**Short task:** Find every line containing the word "that" and report the count, nothing more.

**Supplied information:**

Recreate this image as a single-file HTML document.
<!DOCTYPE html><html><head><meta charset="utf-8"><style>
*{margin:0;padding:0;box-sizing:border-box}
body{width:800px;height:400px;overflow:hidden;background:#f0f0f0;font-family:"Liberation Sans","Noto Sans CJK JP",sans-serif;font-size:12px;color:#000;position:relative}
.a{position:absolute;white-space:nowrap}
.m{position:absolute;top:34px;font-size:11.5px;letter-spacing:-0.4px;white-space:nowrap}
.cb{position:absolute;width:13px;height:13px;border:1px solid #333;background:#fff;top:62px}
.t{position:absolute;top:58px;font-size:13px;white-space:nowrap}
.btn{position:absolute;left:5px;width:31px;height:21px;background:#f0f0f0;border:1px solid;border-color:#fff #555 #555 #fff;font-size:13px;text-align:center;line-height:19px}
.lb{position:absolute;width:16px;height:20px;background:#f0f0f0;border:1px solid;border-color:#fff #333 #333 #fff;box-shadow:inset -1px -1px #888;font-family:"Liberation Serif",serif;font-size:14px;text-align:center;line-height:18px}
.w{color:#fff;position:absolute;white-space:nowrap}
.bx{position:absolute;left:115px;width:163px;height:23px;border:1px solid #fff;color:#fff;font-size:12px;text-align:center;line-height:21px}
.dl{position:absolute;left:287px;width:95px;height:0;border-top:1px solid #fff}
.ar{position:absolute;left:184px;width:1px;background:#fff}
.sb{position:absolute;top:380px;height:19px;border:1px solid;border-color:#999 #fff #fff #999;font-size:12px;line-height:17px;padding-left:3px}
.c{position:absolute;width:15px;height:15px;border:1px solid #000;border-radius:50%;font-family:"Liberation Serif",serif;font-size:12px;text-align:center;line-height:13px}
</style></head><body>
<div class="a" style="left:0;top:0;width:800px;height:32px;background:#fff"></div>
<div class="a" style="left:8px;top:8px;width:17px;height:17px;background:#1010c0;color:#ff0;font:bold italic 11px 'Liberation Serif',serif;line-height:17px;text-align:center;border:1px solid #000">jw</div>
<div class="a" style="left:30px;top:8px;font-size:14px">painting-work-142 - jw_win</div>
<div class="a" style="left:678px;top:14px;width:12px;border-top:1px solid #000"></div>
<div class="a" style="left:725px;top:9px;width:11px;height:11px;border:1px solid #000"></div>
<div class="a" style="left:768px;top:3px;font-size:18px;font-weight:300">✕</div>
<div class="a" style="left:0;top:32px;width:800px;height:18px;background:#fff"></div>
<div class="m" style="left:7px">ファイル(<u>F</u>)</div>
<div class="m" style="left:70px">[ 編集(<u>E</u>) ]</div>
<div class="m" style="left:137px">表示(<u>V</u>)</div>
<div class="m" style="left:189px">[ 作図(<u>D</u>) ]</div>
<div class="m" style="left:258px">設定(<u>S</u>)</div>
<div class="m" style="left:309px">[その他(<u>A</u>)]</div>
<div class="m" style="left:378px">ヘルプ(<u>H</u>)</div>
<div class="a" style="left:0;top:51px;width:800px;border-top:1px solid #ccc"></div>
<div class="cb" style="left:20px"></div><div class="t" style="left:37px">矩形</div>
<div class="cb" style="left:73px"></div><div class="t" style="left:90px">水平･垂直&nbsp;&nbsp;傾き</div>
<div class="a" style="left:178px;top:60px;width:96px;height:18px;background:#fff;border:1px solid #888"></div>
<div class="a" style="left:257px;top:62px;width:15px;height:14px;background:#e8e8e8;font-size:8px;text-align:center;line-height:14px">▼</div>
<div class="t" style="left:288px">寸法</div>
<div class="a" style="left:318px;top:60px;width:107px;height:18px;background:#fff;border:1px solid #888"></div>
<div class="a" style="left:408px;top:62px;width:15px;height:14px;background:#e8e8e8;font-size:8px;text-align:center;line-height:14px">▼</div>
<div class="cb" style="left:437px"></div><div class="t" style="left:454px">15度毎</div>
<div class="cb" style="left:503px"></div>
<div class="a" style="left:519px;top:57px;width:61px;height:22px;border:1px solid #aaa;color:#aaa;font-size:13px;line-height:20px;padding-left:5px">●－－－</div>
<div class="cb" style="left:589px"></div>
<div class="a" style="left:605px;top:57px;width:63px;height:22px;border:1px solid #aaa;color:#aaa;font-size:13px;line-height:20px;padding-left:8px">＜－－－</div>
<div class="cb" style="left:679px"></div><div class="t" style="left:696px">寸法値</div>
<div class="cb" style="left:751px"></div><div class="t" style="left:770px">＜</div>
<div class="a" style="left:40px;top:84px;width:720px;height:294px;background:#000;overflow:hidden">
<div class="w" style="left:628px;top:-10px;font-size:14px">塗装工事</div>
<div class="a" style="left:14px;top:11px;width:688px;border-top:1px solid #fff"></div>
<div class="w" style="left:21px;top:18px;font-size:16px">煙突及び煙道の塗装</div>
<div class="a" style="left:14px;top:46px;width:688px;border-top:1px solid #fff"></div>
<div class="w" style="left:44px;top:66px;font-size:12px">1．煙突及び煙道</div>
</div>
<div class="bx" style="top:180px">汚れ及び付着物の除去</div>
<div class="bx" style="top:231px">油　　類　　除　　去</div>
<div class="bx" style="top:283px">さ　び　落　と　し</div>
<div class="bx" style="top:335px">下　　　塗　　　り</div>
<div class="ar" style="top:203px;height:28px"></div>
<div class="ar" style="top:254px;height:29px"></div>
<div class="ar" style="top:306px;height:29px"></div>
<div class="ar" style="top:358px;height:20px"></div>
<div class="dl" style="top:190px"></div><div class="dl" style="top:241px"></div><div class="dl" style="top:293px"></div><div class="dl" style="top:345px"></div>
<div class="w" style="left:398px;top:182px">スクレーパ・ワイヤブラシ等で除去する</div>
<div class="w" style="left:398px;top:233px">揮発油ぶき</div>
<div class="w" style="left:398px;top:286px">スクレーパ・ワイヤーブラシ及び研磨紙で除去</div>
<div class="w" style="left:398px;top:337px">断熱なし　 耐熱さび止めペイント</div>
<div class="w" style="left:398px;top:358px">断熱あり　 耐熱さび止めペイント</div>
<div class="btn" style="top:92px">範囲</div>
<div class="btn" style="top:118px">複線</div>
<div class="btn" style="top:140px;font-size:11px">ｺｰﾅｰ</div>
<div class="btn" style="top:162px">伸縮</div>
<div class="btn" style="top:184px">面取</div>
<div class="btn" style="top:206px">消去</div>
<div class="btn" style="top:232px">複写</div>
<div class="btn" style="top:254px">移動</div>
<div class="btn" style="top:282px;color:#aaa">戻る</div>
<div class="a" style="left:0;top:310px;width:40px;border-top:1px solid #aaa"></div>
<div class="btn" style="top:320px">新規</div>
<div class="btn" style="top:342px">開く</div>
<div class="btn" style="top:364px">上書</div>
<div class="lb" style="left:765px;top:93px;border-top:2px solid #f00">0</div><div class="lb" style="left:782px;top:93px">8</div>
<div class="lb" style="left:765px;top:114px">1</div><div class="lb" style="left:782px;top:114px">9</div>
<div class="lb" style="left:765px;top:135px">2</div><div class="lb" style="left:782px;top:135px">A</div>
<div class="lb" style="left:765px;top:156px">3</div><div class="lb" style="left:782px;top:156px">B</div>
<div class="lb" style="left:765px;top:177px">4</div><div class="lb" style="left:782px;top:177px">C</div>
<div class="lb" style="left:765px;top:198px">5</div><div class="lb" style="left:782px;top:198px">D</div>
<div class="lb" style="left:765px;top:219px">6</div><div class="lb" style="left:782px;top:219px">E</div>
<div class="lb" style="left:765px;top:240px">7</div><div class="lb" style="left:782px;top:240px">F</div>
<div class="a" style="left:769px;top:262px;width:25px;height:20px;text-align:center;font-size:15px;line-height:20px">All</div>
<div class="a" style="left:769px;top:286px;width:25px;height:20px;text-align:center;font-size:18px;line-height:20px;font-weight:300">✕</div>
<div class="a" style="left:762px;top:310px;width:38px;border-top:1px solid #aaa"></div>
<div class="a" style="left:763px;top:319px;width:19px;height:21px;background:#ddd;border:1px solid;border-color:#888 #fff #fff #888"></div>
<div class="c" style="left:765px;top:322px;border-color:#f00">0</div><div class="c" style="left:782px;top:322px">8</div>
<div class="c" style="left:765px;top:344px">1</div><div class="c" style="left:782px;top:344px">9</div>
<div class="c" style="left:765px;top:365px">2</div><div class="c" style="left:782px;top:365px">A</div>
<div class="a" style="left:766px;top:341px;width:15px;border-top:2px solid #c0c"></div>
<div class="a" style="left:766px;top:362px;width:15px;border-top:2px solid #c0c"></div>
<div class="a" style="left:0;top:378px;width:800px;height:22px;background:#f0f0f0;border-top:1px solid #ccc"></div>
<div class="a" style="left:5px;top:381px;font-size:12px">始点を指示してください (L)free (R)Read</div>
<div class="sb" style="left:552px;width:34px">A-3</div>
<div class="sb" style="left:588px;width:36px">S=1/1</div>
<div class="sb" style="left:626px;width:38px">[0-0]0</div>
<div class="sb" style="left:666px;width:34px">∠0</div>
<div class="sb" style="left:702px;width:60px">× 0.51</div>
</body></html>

--

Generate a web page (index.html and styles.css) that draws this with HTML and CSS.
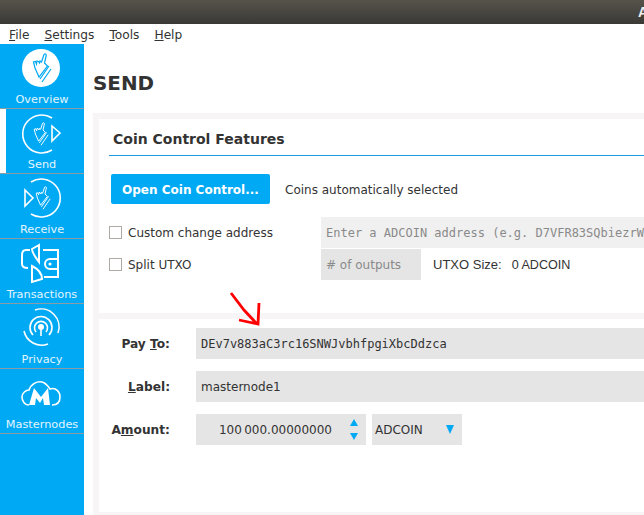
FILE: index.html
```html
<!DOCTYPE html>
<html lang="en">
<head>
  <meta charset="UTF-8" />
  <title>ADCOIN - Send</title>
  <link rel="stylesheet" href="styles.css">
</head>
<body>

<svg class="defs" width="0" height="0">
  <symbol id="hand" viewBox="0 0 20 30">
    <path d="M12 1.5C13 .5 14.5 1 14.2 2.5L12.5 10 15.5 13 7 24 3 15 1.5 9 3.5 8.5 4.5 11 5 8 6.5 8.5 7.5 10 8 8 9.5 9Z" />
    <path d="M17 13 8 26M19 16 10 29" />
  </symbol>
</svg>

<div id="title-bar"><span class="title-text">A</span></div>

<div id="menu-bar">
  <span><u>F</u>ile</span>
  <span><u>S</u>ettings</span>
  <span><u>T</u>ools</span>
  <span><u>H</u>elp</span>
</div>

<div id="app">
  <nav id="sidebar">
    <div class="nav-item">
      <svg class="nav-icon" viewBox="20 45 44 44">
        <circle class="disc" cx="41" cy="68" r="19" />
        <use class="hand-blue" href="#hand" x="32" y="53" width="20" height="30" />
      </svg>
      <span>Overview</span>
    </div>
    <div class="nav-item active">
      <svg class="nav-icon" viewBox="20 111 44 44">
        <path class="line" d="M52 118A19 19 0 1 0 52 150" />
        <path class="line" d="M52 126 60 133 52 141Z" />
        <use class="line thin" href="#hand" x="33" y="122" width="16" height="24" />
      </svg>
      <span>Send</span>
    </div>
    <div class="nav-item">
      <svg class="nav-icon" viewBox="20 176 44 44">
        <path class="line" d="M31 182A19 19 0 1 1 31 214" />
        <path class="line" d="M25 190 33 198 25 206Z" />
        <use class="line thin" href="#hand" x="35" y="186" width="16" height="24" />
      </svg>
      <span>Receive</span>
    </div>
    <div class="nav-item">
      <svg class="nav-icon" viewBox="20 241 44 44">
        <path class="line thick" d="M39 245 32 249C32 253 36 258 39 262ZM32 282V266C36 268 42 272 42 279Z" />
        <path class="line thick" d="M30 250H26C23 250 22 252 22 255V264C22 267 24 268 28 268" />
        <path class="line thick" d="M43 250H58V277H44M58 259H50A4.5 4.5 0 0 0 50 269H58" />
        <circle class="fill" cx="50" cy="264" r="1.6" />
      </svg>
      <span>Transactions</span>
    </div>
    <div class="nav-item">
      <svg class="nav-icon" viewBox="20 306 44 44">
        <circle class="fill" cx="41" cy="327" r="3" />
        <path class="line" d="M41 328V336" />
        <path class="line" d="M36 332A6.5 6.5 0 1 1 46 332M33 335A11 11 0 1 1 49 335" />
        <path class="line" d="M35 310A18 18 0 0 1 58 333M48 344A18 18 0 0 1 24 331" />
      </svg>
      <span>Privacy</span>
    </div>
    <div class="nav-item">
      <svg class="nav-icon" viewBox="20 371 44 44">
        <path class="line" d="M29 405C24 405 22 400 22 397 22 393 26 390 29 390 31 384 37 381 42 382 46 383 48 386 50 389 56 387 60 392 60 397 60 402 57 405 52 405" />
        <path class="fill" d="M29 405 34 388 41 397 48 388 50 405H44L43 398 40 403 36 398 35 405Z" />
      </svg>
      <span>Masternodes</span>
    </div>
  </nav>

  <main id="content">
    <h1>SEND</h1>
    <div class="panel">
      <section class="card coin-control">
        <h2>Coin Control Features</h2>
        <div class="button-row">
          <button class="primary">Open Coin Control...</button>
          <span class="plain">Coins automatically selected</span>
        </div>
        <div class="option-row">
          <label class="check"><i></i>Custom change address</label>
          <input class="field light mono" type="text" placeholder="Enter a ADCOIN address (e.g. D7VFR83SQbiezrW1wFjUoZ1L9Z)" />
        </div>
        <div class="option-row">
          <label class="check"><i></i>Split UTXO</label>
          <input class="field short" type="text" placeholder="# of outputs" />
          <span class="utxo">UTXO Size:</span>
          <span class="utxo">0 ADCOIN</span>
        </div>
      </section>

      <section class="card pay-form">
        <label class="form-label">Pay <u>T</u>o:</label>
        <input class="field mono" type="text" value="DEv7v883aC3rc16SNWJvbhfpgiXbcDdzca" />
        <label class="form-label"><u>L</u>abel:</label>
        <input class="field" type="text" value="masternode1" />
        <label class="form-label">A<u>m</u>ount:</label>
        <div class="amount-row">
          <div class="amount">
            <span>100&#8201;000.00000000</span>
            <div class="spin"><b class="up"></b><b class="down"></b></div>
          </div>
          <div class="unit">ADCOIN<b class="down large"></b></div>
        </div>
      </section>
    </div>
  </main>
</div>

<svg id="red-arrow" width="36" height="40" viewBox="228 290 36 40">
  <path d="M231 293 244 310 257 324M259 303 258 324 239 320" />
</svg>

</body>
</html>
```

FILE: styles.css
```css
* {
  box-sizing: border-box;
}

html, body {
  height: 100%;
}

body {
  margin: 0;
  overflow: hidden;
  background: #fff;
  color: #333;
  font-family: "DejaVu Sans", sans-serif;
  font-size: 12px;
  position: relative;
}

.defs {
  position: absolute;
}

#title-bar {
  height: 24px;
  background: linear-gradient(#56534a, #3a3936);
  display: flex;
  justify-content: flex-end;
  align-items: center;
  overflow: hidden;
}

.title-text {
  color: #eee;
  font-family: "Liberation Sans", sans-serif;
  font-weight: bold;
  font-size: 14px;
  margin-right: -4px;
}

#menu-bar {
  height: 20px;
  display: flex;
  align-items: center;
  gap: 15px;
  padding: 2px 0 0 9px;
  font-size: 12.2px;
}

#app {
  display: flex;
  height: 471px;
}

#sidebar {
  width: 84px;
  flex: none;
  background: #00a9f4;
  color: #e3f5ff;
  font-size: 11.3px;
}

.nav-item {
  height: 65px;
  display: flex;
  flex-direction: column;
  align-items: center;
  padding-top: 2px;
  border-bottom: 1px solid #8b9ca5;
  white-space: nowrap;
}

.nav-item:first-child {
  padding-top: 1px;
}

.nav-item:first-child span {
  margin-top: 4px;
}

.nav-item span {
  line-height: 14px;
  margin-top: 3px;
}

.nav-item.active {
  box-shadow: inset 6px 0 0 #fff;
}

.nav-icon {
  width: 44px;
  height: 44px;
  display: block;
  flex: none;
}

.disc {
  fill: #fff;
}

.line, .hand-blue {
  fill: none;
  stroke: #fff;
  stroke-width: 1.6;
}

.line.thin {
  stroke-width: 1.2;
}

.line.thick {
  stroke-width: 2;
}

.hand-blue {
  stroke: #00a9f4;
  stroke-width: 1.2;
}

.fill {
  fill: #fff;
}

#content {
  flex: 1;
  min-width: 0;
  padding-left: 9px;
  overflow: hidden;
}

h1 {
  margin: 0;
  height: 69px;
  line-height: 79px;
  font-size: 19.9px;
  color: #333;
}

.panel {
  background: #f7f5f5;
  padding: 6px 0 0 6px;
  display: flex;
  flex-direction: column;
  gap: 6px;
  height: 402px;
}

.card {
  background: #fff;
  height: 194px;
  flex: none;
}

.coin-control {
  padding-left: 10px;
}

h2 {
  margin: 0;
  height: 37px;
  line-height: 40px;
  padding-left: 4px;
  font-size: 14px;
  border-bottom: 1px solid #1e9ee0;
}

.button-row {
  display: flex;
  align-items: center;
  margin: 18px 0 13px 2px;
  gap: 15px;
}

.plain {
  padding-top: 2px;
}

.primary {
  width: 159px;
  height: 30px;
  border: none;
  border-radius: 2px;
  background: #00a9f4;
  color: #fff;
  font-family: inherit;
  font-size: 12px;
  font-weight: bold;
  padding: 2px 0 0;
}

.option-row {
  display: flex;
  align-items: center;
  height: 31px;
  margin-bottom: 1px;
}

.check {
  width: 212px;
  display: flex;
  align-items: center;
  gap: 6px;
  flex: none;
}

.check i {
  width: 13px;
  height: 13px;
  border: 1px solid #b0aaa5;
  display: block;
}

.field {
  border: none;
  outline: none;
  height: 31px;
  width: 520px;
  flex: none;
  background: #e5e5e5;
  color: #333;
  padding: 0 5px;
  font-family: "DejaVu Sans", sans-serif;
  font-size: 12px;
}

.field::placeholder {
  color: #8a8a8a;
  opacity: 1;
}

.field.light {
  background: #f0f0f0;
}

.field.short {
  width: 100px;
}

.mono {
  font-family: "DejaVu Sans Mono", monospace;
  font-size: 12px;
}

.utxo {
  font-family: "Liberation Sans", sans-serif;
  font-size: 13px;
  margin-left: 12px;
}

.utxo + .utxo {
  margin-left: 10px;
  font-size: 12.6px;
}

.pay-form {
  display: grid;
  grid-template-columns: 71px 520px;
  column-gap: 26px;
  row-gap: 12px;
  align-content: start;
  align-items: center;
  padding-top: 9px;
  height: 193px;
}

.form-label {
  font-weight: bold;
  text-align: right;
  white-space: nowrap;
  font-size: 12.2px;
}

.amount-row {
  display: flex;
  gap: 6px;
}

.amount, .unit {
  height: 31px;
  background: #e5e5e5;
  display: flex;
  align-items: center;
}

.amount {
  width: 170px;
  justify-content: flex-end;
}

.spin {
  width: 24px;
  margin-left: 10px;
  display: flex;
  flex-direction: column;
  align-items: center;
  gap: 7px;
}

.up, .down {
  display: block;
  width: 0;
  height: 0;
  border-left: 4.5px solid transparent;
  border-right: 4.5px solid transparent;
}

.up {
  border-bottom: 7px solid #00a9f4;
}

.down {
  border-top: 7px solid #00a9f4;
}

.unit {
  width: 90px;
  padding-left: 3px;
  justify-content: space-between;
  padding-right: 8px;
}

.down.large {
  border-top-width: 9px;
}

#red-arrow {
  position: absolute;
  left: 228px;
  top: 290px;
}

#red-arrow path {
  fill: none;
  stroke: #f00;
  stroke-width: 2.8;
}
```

==

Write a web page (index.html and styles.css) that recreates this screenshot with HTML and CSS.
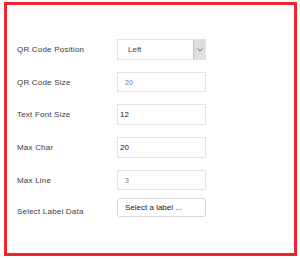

**Answer for the task:** 2